Poster Tue, Jul 7, 2026 • 10:30 AM – 12:15 PM KST Coex: HALL A

EVOLVING ROLLOUTS: Harnessing Historical Experience for Web Agent Evolution in Reinforcement Learning

Sinuo Wang ⋅ WANG PIAOHONG ⋅ Tianrui Qin ⋅ Maojia Song ⋅ Qianben Chen ⋅ Qiexiang Wang ⋅ Gengze Zhou ⋅ Zeyu Zhang ⋅ He Zhu ⋅ Dingfeng Shi ⋅ Yutong Xie ⋅ Liam Liu ⋅ Jiaheng Liu ⋅ Ge Zhang ⋅ Jiawei Ma ⋅ Yuchen Jiang ⋅ Qi Wu ⋅ Wangchunshu Zhou

Abstract

Agentic reinforcement learning (RL) for web search is prohibitively expensive due to long context lengths and costly environment interactions, and this inefficiency is further exacerbated by GRPO-based optimization, which discards learning signals from entire rollout groups with zero reward variance. In this work, we propose EVOLVING ROLLOUTS, an RL framework for web-search agents that moves beyond episodic training and distills collected rollouts into in-context guidance for future policy behavior. By extracting the reward-labeled trajectories into strategic experiences, our method augments standard parameter-space optimization with implicit context-space optimization guided by prior experience. This enables the agent to recover learning signals from zero-variance rollouts, thereby fostering co-evolution between the policy and the experience repository.
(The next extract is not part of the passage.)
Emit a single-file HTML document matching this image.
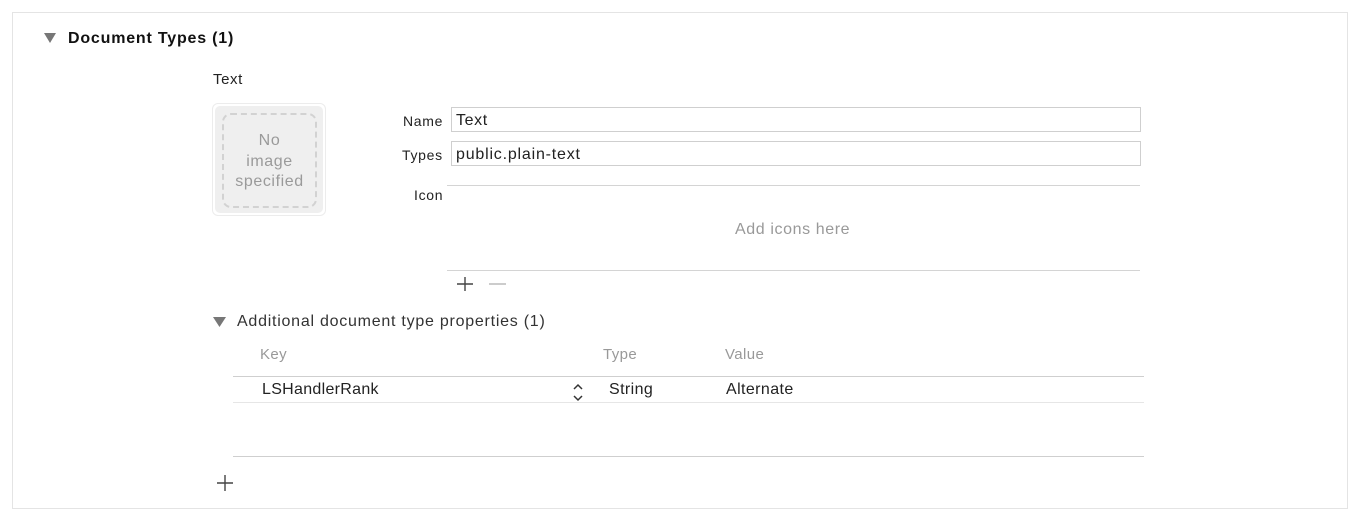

EVOLVING ROLLOUTS improves sample efficiency and task performance across representative web search benchmarks, enabling Qwen3-4B models to achieve performance comparable to that of the substantially larger Qwen3-30B-A3B model on GAIA, Xbench, and HLE. We open-source our training framework to support reproducibility and future research.